The reality is that if the state has an agenda, too often the media supports that agenda. While we should all be cognizant of conspiratorial stories (like those claiming that the Daily Mail deleted a story in January 2013 about a false-flag attack in Syria involving chemical weapons) we also need to recognize (in the Foucauldian tradition) that there is no one, single, “Truth”; there is nothing to say that mainstream media is telling “the Truth” all the time. As a country that fought a civil war–and emerged from it better off (and without major meddling of foreign powers)–the United States should be the first to recognize that there is little “Truth” (with a capital “T”) when it comes to civil war. There are embedded messages in every news story we read. That even a humanist story about a nation’s football team can carry political undertones—in this case directed against the Assad regime in Syria—is worrisome, regardless of Mr. Assad’s record (he is not a saint after all; politics is a dark game and political leaders rarely are saints).

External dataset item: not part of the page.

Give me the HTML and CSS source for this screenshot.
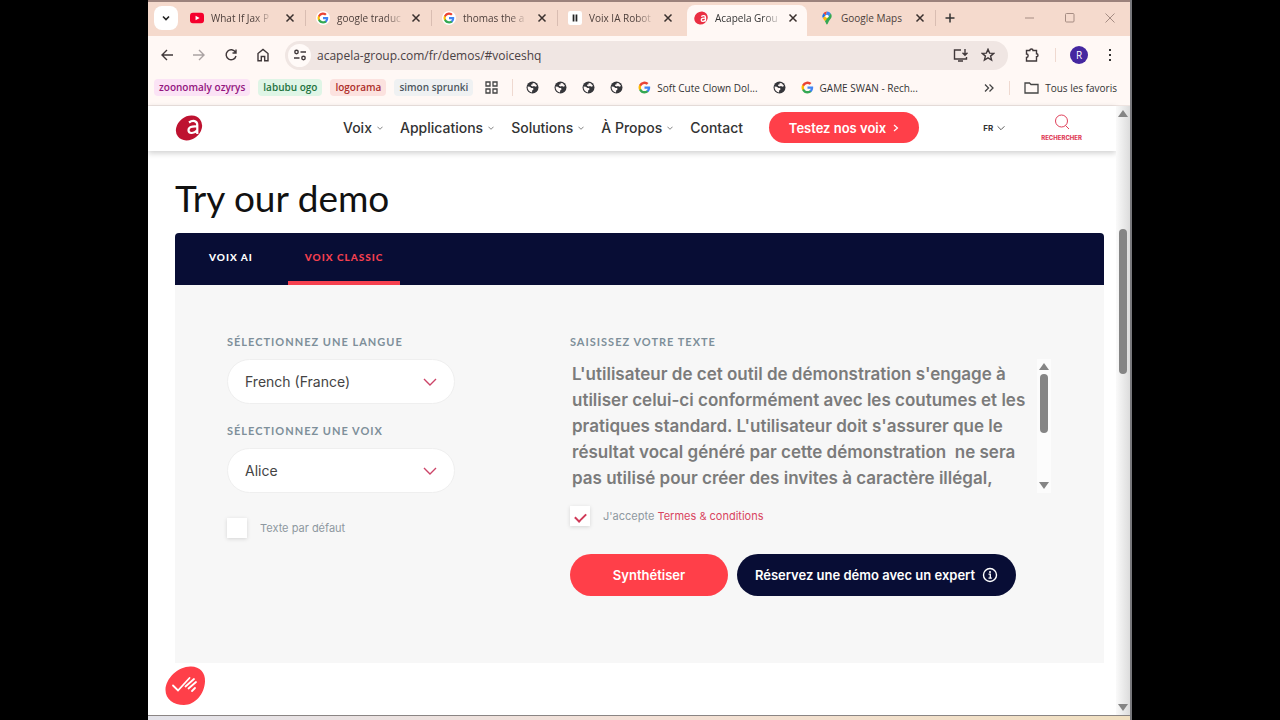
FILE: index.html
```html
<!DOCTYPE html>
<html lang="fr">
<head>
  <meta charset="UTF-8" />
  <meta name="viewport" content="width=device-width, initial-scale=1.0"/>
  <title>Acapela Group - Try our demo</title>
  <link rel="stylesheet" href="styles.css">
</head>
<body>
  <svg class="defs" width="0" height="0" aria-hidden="true">
    <symbol id="google" viewBox="0 0 24 24">
      <path fill="#4285f4" d="M22.5 12.2c0-.8-.1-1.5-.2-2.2H12v4.300h5.900c-.3 1.400-1 2.500-2.200 3.300v2.800h3.600c2.100-1.900 3.200-4.800 3.200-8.200z"/>
      <path fill="#34a853" d="M12 23c3 0 5.500-1 7.300-2.700l-3.600-2.800c-1 .7-2.200 1.100-3.700 1.100-2.900 0-5.300-1.900-6.200-4.500H2.200v2.800C4 20.500 7.700 23 12 23z"/>
      <path fill="#fbbc05" d="M5.800 14.100a6.600 6.600 0 0 1 0-4.200V7.100H2.200a11 11 0 0 0 0 9.800z"/>
      <path fill="#ea4335" d="M12 5.400c1.600 0 3.100.6 4.200 1.600l3.200-3.200A11 11 0 0 0 2.200 7.100l3.600 2.800C6.700 7.300 9.100 5.400 12 5.400z"/>
    </symbol>
    <symbol id="close" viewBox="0 0 10 10">
      <path d="M1.500 1.500l7 7M8.500 1.500l-7 7" fill="none" stroke="currentColor" stroke-width="1.500"/>
    </symbol>
    <symbol id="globe" viewBox="0 0 24 24">
      <circle cx="12" cy="12" r="11" fill="#35363a"/>
      <path fill="#fff8f6" d="M3 10l4 .500 3 2.500h3l1 2-2.500 2.500-.5 3.500C6 20 2.500 16 3 10zM12 3.500l4 .500 4.500 5-3.500 1.500-2-1.500-3 1-3-1.500 1-2 2.500-.5z"/>
    </symbol>
    <symbol id="chevron" viewBox="0 0 14 14">
      <path d="M1 4l6 6 6-6" fill="none" stroke="currentColor" stroke-width="1.400"/>
    </symbol>
  </svg>

  <div class="window">
    <div class="tabstrip">
      <button class="tab-list" aria-label="Rechercher dans les onglets"><svg width="10" height="10" viewBox="0 0 10 10"><path d="M2 3.500l3 3 3-3" fill="none" stroke="#222" stroke-width="1.600"/></svg></button>
      <div class="tab">
        <svg class="favicon" viewBox="0 0 24 24"><rect x="0" y="3" width="24" height="18" rx="5" fill="#f5002d"/><path d="M9.500 8l7 4-7 4z" fill="#fff"/></svg>
        <span class="tab-title fade">What If Jax P</span>
        <button class="tab-close" aria-label="Fermer"><svg><use href="#close"/></svg></button>
      </div>
      <div class="tab">
        <svg class="favicon disc"><use href="#google"/></svg>
        <span class="tab-title fade">google traduc</span>
        <button class="tab-close" aria-label="Fermer"><svg><use href="#close"/></svg></button>
      </div>
      <div class="tab">
        <svg class="favicon disc"><use href="#google"/></svg>
        <span class="tab-title fade">thomas the a</span>
        <button class="tab-close" aria-label="Fermer"><svg><use href="#close"/></svg></button>
      </div>
      <div class="tab before-active">
        <svg class="favicon" viewBox="0 0 24 24"><rect width="24" height="24" rx="4" fill="#fff"/><path d="M8 6h3v12H8zM13 6h3v12h-3z" fill="#222"/></svg>
        <span class="tab-title fade">Voix IA Robot</span>
        <button class="tab-close" aria-label="Fermer"><svg><use href="#close"/></svg></button>
      </div>
      <div class="tab active">
        <svg class="favicon" viewBox="0 0 28 28"><ellipse cx="14" cy="14" rx="14" ry="12.500" transform="rotate(-38 14 14)" fill="#ea2e42"/><path d="M14.500 11c4-3 8.500-2 8.500 2v8M23 14.500c-5-.5-8.500.5-8.500 3.500s5 4 8.500 0" fill="none" stroke="#fff" stroke-width="2.600"/></svg>
        <span class="tab-title fade">Acapela Grou</span>
        <button class="tab-close" aria-label="Fermer"><svg><use href="#close"/></svg></button>
      </div>
      <div class="tab">
        <svg class="favicon" viewBox="0 0 24 24"><path d="M12 1a8 8 0 0 0-6.200 3l4 3.400z" fill="#ea4335"/><path d="M5.800 4A8 8 0 0 0 5 12.500L9.800 7.400z" fill="#1a73e8"/><path d="M12 1a8 8 0 0 1 6.500 3.300L14.400 11 9.800 7.400z" fill="#4285f4"/><path d="M5 12.500c1 2 2.500 3 3.500 5l6-6.800-4.700-3.300z" fill="#fbbc04"/><path d="M18.500 4.300c3.500 5.200.2 9-2.500 12-2 2.300-2.500 6.700-4 6.700s-1.500-2.500-3.500-5.500z" fill="#34a853"/><circle cx="12" cy="9" r="2.700" fill="#fff"/></svg>
        <span class="tab-title">Google Maps</span>
        <button class="tab-close" aria-label="Fermer"><svg><use href="#close"/></svg></button>
      </div>
      <button class="new-tab" aria-label="Nouvel onglet"><svg width="10" height="10" viewBox="0 0 10 10"><path d="M5 .5v9M.5 5h9" stroke="#333" stroke-width="1.500"/></svg></button>
      <div class="window-controls">
        <button aria-label="Réduire"><svg width="10" height="10" viewBox="0 0 10 10"><path d="M0 5h9" stroke="currentColor"/></svg></button>
        <button aria-label="Agrandir"><svg width="10" height="10" viewBox="0 0 10 10"><rect x=".5" y=".5" width="8.500" height="8.500" rx="1" fill="none" stroke="currentColor"/></svg></button>
        <button aria-label="Fermer la fenêtre"><svg width="10" height="10" viewBox="0 0 10 10"><path d="M.5.500l9 9M9.500.500l-9 9" stroke="currentColor"/></svg></button>
      </div>
    </div>

    <div class="toolbar">
      <button aria-label="Retour"><svg viewBox="0 0 14 14"><path d="M7 2L2 7l5 5M2 7h11"/></svg></button>
      <button class="off" aria-label="Avancer"><svg viewBox="0 0 14 14"><path d="M7 2l5 5-5 5M12 7H1"/></svg></button>
      <button aria-label="Actualiser"><svg viewBox="0 0 14 14"><path d="M11.500 4.300A5 5 0 1 0 12 8M12 1.500v3.500H8.500"/></svg></button>
      <button aria-label="Accueil"><svg viewBox="0 0 14 14"><path d="M2 5.500L7 1.500l5 4v7.300H8.700V8.500H5.300v4.300H2z"/></svg></button>
      <div class="omnibox">
        <button class="site-info" aria-label="Informations sur le site"><svg viewBox="0 0 14 14"><path d="M7.500 4H13M1 10h5.500"/><circle cx="3.500" cy="4" r="1.700"/><circle cx="10.500" cy="10" r="1.700"/></svg></button>
        <input type="text" aria-label="Adresse" value="acapela-group.com/fr/demos/#voiceshq">
        <button aria-label="Installer"><svg class="wide" viewBox="0 0 16 14"><path d="M8 2H1.500v9h12V9M5 13h5M12 1v6M9.500 4.800L12 7.200l2.500-2.400"/></svg></button>
        <button aria-label="Ajouter aux favoris"><svg viewBox="0 0 14 14"><path d="M7 1.300l1.600 3.800 4.100.3-3.100 2.700 1 4L7 9.900l-3.600 2.200 1-4L1.300 5.400l4.100-.3z"/></svg></button>
      </div>
      <button class="extensions" aria-label="Extensions"><svg class="wide" viewBox="0 0 16 14"><path d="M2.500 2.500h3.300c0-2 3.200-2 3.200 0h3.500v3.200c2 0 2 3 0 3V13h-10V9.500c2.200 0 2.200-3.500 0-3.500z"/></svg></button>
      <button class="avatar" aria-label="Profil">R</button>
      <button aria-label="Menu"><svg viewBox="0 0 14 14"><path class="dots" d="M6 1h2v2H6zM6 6h2v2H6zM6 11h2v2H6z"/></svg></button>
    </div>

    <div class="bookmarks">
      <a href="#" class="group pink">zoonomaly ozyrys</a>
      <a href="#" class="group green">labubu ogo</a>
      <a href="#" class="group red">logorama</a>
      <a href="#" class="group grey">simon sprunki</a>
      <a href="#" class="apps" aria-label="Applications"><svg width="13" height="13" viewBox="0 0 13 13"><path d="M1 1h4v4H1zM8 1h4v4H8zM1 8h4v4H1zM8 8h4v4H8z" fill="none" stroke="#444" stroke-width="1.300"/></svg></a>
      <div class="sites">
        <a href="#" aria-label="Site 1"><svg class="favicon"><use href="#globe"/></svg></a>
        <a href="#" aria-label="Site 2"><svg class="favicon"><use href="#globe"/></svg></a>
        <a href="#" aria-label="Site 3"><svg class="favicon"><use href="#globe"/></svg></a>
        <a href="#" aria-label="Site 4"><svg class="favicon"><use href="#globe"/></svg></a>
        <a href="#"><svg class="favicon"><use href="#google"/></svg>Soft Cute Clown Dol...</a>
        <a href="#" aria-label="Site 5"><svg class="favicon"><use href="#globe"/></svg></a>
        <a href="#"><svg class="favicon"><use href="#google"/></svg>GAME SWAN - Rech...</a>
      </div>
      <button class="more" aria-label="Plus de favoris"><svg width="10" height="10" viewBox="0 0 10 10"><path d="M1 1.500L4.500 5 1 8.500M5.500 1.500L9 5 5.500 8.500" fill="none" stroke="#444" stroke-width="1.300"/></svg></button>
      <a href="#" class="all"><svg width="15" height="12" viewBox="0 0 15 12"><path d="M1 1h4.500L7 2.500h7V11H1z" fill="none" stroke="#444" stroke-width="1.300"/></svg>Tous les favoris</a>
    </div>

    <div class="viewport">
      <div class="page">
        <header class="site-header">
          <a href="#" class="logo" aria-label="Acapela"><svg width="28" height="28" viewBox="0 0 28 28"><ellipse cx="14" cy="14" rx="14" ry="11.500" transform="rotate(-38 14 14)" fill="#be1230"/><path d="M14 8.500c4-2.800 8.300-1.600 8.300 2.500v9M22.300 12.500c-5.500-.5-8.800.6-8.800 3.700s5 4.300 8.800 0" fill="none" stroke="#fff" stroke-width="2.200"/></svg></a>
          <nav class="nav">
            <a href="#">Voix <svg><use href="#chevron"/></svg></a>
            <a href="#">Applications <svg><use href="#chevron"/></svg></a>
            <a href="#">Solutions <svg><use href="#chevron"/></svg></a>
            <a href="#">À Propos <svg><use href="#chevron"/></svg></a>
            <a href="#">Contact</a>
          </nav>
          <button class="btn btn-test">Testez nos voix <svg width="6" height="8" viewBox="0 0 6 8"><path d="M1 1l3.500 3L1 7" fill="none" stroke="#fff" stroke-width="1.200"/></svg></button>
          <button class="lang">FR <svg width="8" height="8"><use href="#chevron"/></svg></button>
          <a href="#" class="search"><svg width="16" height="16" viewBox="0 0 16 16"><circle cx="7.500" cy="7" r="6" fill="none" stroke="#e0405a"/><path d="M11.500 11.500l3.500 3.500" stroke="#e0405a"/></svg>RECHERCHER</a>
        </header>

        <main>
          <h1>Try our demo</h1>
          <section class="demo">
            <div class="demo-tabs" role="tablist">
              <button role="tab" aria-selected="false">VOIX AI</button>
              <button role="tab" aria-selected="true" class="selected">VOIX CLASSIC</button>
            </div>
            <form class="demo-form">
              <div class="voice">
                <label class="caption" for="language">SÉLECTIONNEZ UNE LANGUE</label>
                <div class="select">
                  <select id="language"><option>French (France)</option></select>
                  <svg><use href="#chevron"/></svg>
                </div>
                <label class="caption" for="voice">SÉLECTIONNEZ UNE VOIX</label>
                <div class="select">
                  <select id="voice"><option>Alice</option></select>
                  <svg><use href="#chevron"/></svg>
                </div>
                <div class="check">
                  <input type="checkbox" id="default-text">
                  <label for="default-text">Texte par défaut</label>
                </div>
              </div>
              <div class="message">
                <label class="caption" for="text">SAISISSEZ VOTRE TEXTE</label>
                <div class="textbox">
                  <textarea id="text" rows="5">L'utilisateur de cet outil de démonstration s'engage à
utiliser celui-ci conformément avec les coutumes et les
pratiques standard. L'utilisateur doit s'assurer que le
résultat vocal généré par cette démonstration  ne sera
pas utilisé pour créer des invites à caractère illégal,</textarea>
                  <div class="scrollbar">
                    <i class="arrow up"></i>
                    <i class="thumb"></i>
                    <i class="arrow down"></i>
                  </div>
                </div>
                <div class="check">
                  <input type="checkbox" id="terms" checked>
                  <label for="terms">J'accepte <a href="#">Termes &amp; conditions</a></label>
                </div>
                <div class="actions">
                  <button type="button" class="btn btn-synth">Synthétiser</button>
                  <button type="button" class="btn btn-expert">Réservez une démo avec un expert <svg width="16" height="16" viewBox="0 0 16 16"><circle cx="8" cy="8" r="6.500" fill="none" stroke="#fff" stroke-width="1.400"/><path d="M6.500 7.200h1.800v3.800M6.500 11.200h3.300" fill="none" stroke="#fff" stroke-width="1.300"/><circle cx="8" cy="4.900" r="1" fill="#fff"/></svg></button>
                </div>
              </div>
            </form>
          </section>
        </main>
      </div>
      <div class="scrollbar page-scroll">
        <i class="arrow up"></i>
        <i class="thumb"></i>
        <i class="arrow down"></i>
      </div>
      <button class="consent" aria-label="Gestion des cookies"><svg width="42" height="42" viewBox="0 0 42 42"><path d="M1.500 25C1.500 13 15 1 27 1.500c9 .3 14.500 6 14 15C40.500 29 31 40 20 40 9.500 40 1.500 34 1.500 25z" fill="#ff3f49"/><path d="M9 20.500l5 5L25.500 13M21.500 21.500l8.500-7.500M24.500 23.500l7.500-6.500M28 26l3-3" fill="none" stroke="#fff" stroke-width="1.800" stroke-linecap="round"/></svg></button>
    </div>
    <div class="desktop-edge"></div>
  </div>
</body>
</html>
```
FILE: styles.css
```css
* {
  box-sizing: border-box;
}
body {
  margin: 0;
  background: #000;
  font-family: Inter, sans-serif;
  color: #333;
}
button, input, select, textarea {
  font: inherit;
  color: inherit;
  border: none;
  margin: 0;
  padding: 0;
  background: none;
}
a {
  color: inherit;
  text-decoration: none;
}
.defs {
  position: absolute;
}
.window {
  display: flex;
  flex-direction: column;
  min-height: 100vh;
  margin: 0 148px;
  background: #fff;
  border-right: 2px solid #77777b;
}

/* browser tabs */
.tabstrip {
  display: flex;
  align-items: center;
  height: 36px;
  padding: 0 0 3px 6px;
  background: #f5dacd;
  border-top: 2px solid #9c827c;
  font-family: "Open Sans", sans-serif;
  font-size: 10px;
}
.tab-list {
  display: flex;
  align-items: center;
  justify-content: center;
  width: 24px;
  height: 24px;
  margin-right: 2px;
  border-radius: 8px;
  background: #fff;
}
.tab {
  display: flex;
  align-items: center;
  flex: 0 1 126px;
  min-width: 0;
  height: 16px;
  padding: 0 10px;
  border-right: 1px solid #d9bdb2;
  color: #4c3e3a;
}
.favicon {
  width: 14px;
  height: 14px;
  flex: none;
}
.disc {
  border-radius: 50%;
  background: #fff;
  padding: 1px;
}
.tab-title {
  margin: 0 auto 0 7px;
  white-space: nowrap;
}
.fade {
  -webkit-mask-image: linear-gradient(to right, #000 75%, rgba(0, 0, 0, 0.2));
  mask-image: linear-gradient(to right, #000 75%, rgba(0, 0, 0, 0.2));
}
.tab-close {
  display: flex;
  color: #3a302e;
}
.tab-close svg {
  width: 10px;
  height: 10px;
}
.before-active {
  border-color: transparent;
}
.tab.active {
  align-self: flex-end;
  flex-basis: 120px;
  height: 31px;
  margin: 0 3px -3px 3px;
  padding: 0 9px 6px 7px;
  border: none;
  border-radius: 8px 8px 0 0;
  background: #fff8f5;
  color: #333;
}
.new-tab {
  display: flex;
  margin-left: 9px;
}
.window-controls {
  display: flex;
  gap: 30px;
  margin-left: auto;
  padding-right: 15px;
  color: #a58c83;
}
.window-controls button {
  display: flex;
}

/* address bar */
.toolbar {
  display: flex;
  align-items: center;
  gap: 18px;
  height: 38px;
  padding: 0 13px 0 12px;
  background: #fff8f5;
  font-family: "Open Sans", sans-serif;
}
.toolbar button {
  display: flex;
}
.toolbar svg {
  width: 14px;
  height: 14px;
  fill: none;
  stroke: #40383a;
  stroke-width: 1.4;
}
.toolbar svg.wide {
  width: 16px;
}
.toolbar .off svg {
  stroke: #aaa2a2;
}
.toolbar svg .dots {
  fill: #333;
  stroke: none;
}
.omnibox {
  display: flex;
  align-items: center;
  flex: 1;
  gap: 12px;
  height: 29px;
  margin: 0 -2px 0 -3px;
  padding: 0 13px 0 3px;
  border-radius: 15px;
  background: #f0e6e3;
  font-size: 12px;
}
.omnibox input {
  flex: 1;
  min-width: 0;
  margin-left: -6px;
  color: #4a4144;
}
.toolbar .site-info {
  align-items: center;
  justify-content: center;
  width: 23px;
  height: 23px;
  border-radius: 50%;
  background: #fffaf8;
}
.toolbar .extensions {
  padding-right: 15px;
  border-right: 1px solid #efd9d0;
}
.toolbar .avatar {
  align-items: center;
  justify-content: center;
  width: 18px;
  height: 18px;
  margin: 0 -3px 0 -4px;
  border-radius: 50%;
  background: #4527a0;
  color: #fff;
  font-size: 10px;
}

/* bookmarks */
.bookmarks {
  display: flex;
  align-items: center;
  height: 32px;
  padding: 0 13px 4px 6px;
  background: #fff8f5;
  border-bottom: 1px solid #eee4e1;
  font-family: "Open Sans", sans-serif;
  font-size: 10px;
  white-space: nowrap;
}
.group {
  margin-right: 8px;
  padding: 0 5px;
  border-radius: 4px;
  font-weight: 600;
  line-height: 17px;
}
.pink {
  background: #fbe3f5;
  color: #93157f;
}
.green {
  background: #dff5e6;
  color: #24733f;
}
.red {
  background: #fce2df;
  color: #ae2f2b;
}
.grey {
  background: #eff1f2;
  color: #4c565e;
}
.apps {
  display: flex;
  padding: 2px 14px 2px 4px;
  border-right: 1px solid #efd9d0;
}
.sites {
  display: flex;
  align-items: center;
  gap: 15px;
  padding-left: 13px;
}
.sites a, .all {
  display: flex;
  align-items: center;
  gap: 6px;
}
.sites .favicon {
  width: 13px;
  height: 13px;
}
.more {
  display: flex;
  margin-left: auto;
  margin-right: 15px;
}
.all {
  padding-left: 14px;
  border-left: 1px solid #efd9d0;
}

/* page */
.viewport {
  position: relative;
  display: flex;
  flex: 1;
}
.page {
  flex: 1;
  min-width: 0;
}
.site-header {
  display: flex;
  align-items: center;
  height: 45px;
  padding: 0 34px 2px 27px;
  box-shadow: 0 2px 6px rgba(0, 0, 0, 0.2);
}
.logo, .nav a, .nav svg, .lang, .search {
  display: flex;
}
.nav {
  display: flex;
  gap: 17px;
  margin-left: 140px;
  font-size: 14px;
  font-weight: 500;
  white-space: nowrap;
}
.nav a {
  align-items: center;
  gap: 5px;
}
.nav svg {
  width: 6px;
  height: 6px;
}
.btn {
  display: flex;
  align-items: center;
  justify-content: center;
  gap: 7px;
  border-radius: 21px;
  background: #ff3f49;
  color: #fff;
  font-size: 13px;
  font-weight: 600;
  white-space: nowrap;
}
.btn-test {
  width: 150px;
  height: 31px;
  margin-left: 26px;
}
.lang {
  align-items: center;
  gap: 4px;
  margin-left: auto;
  font-size: 8px;
  font-weight: 700;
}
.search {
  flex-direction: column;
  align-items: center;
  gap: 4px;
  margin-left: 36px;
  color: #e0405a;
  font-size: 6px;
  font-weight: 800;
}
main {
  padding: 25px 12px 52px 27px;
}
h1 {
  margin: 0 0 13px;
  font-family: Lato, sans-serif;
  font-size: 37px;
  font-weight: 400;
  line-height: 44px;
  color: #111;
}
.demo {
  min-height: 430px;
  border-radius: 4px 4px 0 0;
  background: #f7f7f7;
  overflow: hidden;
}
.demo-tabs {
  display: flex;
  height: 52px;
  padding-left: 17px;
  background: #080d35;
}
.demo-tabs button {
  padding: 0 17px;
  border-bottom: 4px solid transparent;
  font-family: Lato, sans-serif;
  font-size: 10px;
  font-weight: 900;
  letter-spacing: 1px;
  color: #fff;
}
.demo-tabs .selected {
  margin-left: 18px;
  border-color: #f5404f;
  color: #f5404f;
}
.demo-form {
  display: flex;
  gap: 115px;
  padding: 47px 53px 60px 52px;
}
.voice {
  flex: 0 1 228px;
}
.message {
  flex: 1;
  min-width: 0;
}
.caption {
  display: block;
  margin-bottom: 7px;
  font-family: Lato, sans-serif;
  font-size: 11px;
  font-weight: 700;
  line-height: 20px;
  letter-spacing: 1px;
  color: #7e8f9a;
}
.select {
  position: relative;
  margin-bottom: 17px;
}
.select select {
  width: 100%;
  height: 45px;
  padding: 0 17px;
  border: 1px solid #efefef;
  border-radius: 23px;
  background: #fff;
  appearance: none;
  font-size: 14px;
  color: #444;
}
.select svg {
  position: absolute;
  top: 16px;
  right: 18px;
  width: 14px;
  height: 14px;
  color: #cc4468;
  pointer-events: none;
}
.check {
  display: flex;
  align-items: center;
  gap: 13px;
  font-size: 11px;
  color: #8e98a0;
}
.voice .check {
  padding-top: 8px;
}
.check a {
  color: #d94560;
}
.check input {
  display: grid;
  place-items: center;
  width: 20px;
  height: 20px;
  appearance: none;
  background: #fff;
  box-shadow: 0 1px 4px rgba(0, 0, 0, 0.14);
}
.check input:checked::before {
  content: "";
  width: 9px;
  height: 5px;
  border: solid #d03a58;
  border-width: 0 0 2px 2px;
  transform: rotate(-45deg);
}
.textbox {
  display: flex;
  gap: 3px;
  height: 134px;
}
.textbox textarea {
  flex: 1;
  min-width: 0;
  padding: 2px 0 2px 2px;
  overflow: hidden;
  resize: none;
  font-size: 17px;
  font-weight: 600;
  line-height: 26px;
  white-space: pre;
  color: #7b7b7b;
}
.message .check {
  margin: 13px 0 28px;
}
.actions {
  display: flex;
  gap: 9px;
}
.actions .btn {
  height: 42px;
}
.btn-synth {
  width: 158px;
}
.btn.btn-expert {
  width: 279px;
  background: #080d35;
}

/* scrollbars */
.scrollbar {
  display: flex;
  flex-direction: column;
  align-items: center;
  width: 14px;
  padding: 4px 0;
  background: #fcfcfc;
}
.arrow {
  border: 5px solid transparent;
}
.up {
  border-top: none;
  border-bottom: 7px solid #858585;
}
.down {
  margin-top: auto;
  border-bottom: none;
  border-top: 7px solid #858585;
}
.thumb {
  width: 8px;
  height: 59px;
  margin-top: 4px;
  border-radius: 4px;
  background: #858585;
}
.page-scroll {
  background: linear-gradient(to right, #fafafa, #dcdcdc);
}
.page-scroll .thumb {
  height: 145px;
  margin-top: 112px;
}
.consent {
  position: absolute;
  left: 16px;
  bottom: 8px;
}
.consent svg {
  display: block;
}
.desktop-edge {
  height: 5px;
  border-top: 1px solid #8a8584;
  background: linear-gradient(to right, #e3e3ea, #f3e0d6, #f0dfc0);
}
```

No One Can Be a Saint When a Country Is This Divided. Readers Should Imagine What They Would Think If Their Own Country Was as Divided as Syria Is Now. Would They Be Happy With Foreign Intervention? Would They Support The Government? Would They Support the Rebels? Empathy is Important in Moments Like This, Since It Allows For a Humanist Approach to the Issues at Hand. Image Courtesy Of: http://www.bbc.co.uk/news/resources/idt-sh/syria_football_on_the_frontline
It means that—when used hand in hand with the policies of the state—the media can act as a shepherd of the masses; the media can condition public opinion before any action is taken by the state so as to mitigate the possible negative reactions to the state. Time will tell what the fallout of Mr. Trump’s actions will be in Syria and the wider Middle East; in the mean time the best we can do is be cognizant of the biases inherent in every kind of news story we read—whether about sport or politics—so as to increase our media literacy. Honing these skills will allow us to avoid being drawn in by “fake news”, while also allowing us to take a more critical view of mainstream media.